The merger may take longer since the Competition Commission of India (CCI) will conduct a detailed inquiry into its likely impact, said the report. The two parties have filled Form 2, which will be followed by a detailed study.
Form 2 refers to a notification form to inform the CCI about a proposed merger, acquisition or amalgamation that meets certain thresholds defined in the Competition Act, 2002. It is usually submitted in cases of mergers that may significantly impact competition within the given field.
The CCI conducts an inquiry basis the form to understand whether the merger will cause any appreciable impact on the competition.

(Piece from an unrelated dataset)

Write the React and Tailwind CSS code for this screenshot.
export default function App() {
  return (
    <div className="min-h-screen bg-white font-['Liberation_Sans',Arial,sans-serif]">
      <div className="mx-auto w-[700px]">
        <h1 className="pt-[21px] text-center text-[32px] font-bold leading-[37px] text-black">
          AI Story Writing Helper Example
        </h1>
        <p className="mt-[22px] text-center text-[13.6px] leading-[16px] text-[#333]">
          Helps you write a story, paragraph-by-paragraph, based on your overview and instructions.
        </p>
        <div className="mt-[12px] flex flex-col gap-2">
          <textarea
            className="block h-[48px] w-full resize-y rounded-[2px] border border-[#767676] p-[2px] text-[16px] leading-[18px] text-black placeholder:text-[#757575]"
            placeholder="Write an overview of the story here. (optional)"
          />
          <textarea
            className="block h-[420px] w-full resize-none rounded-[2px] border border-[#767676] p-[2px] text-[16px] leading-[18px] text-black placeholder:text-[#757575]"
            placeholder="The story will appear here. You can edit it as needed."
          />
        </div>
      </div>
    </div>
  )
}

On February 28, 2024, Star India entered into a binding definitive agreement with RIL and Viacom 18 Media Private Limited, which is majority owned and controlled by RIL, to form a joint venture that will combine the businesses of Viacom18 and Star India consisting of entertainment and sports pay TV and free-to-air networks, DTC services, library content and certain production businesses (the Star India Transaction).
The transaction values the JV at ₹70,352 crore (US$ 8.5 billion) on a post-money basis, excluding synergies. Post completion of the above steps, the JV will be controlled by RIL and owned 16.34% by RIL, 46.82% by Viacom18 and 36.84% by Disney. Disney may also contribute certain additional media assets to the JV, subject to regulatory and third-party approvals.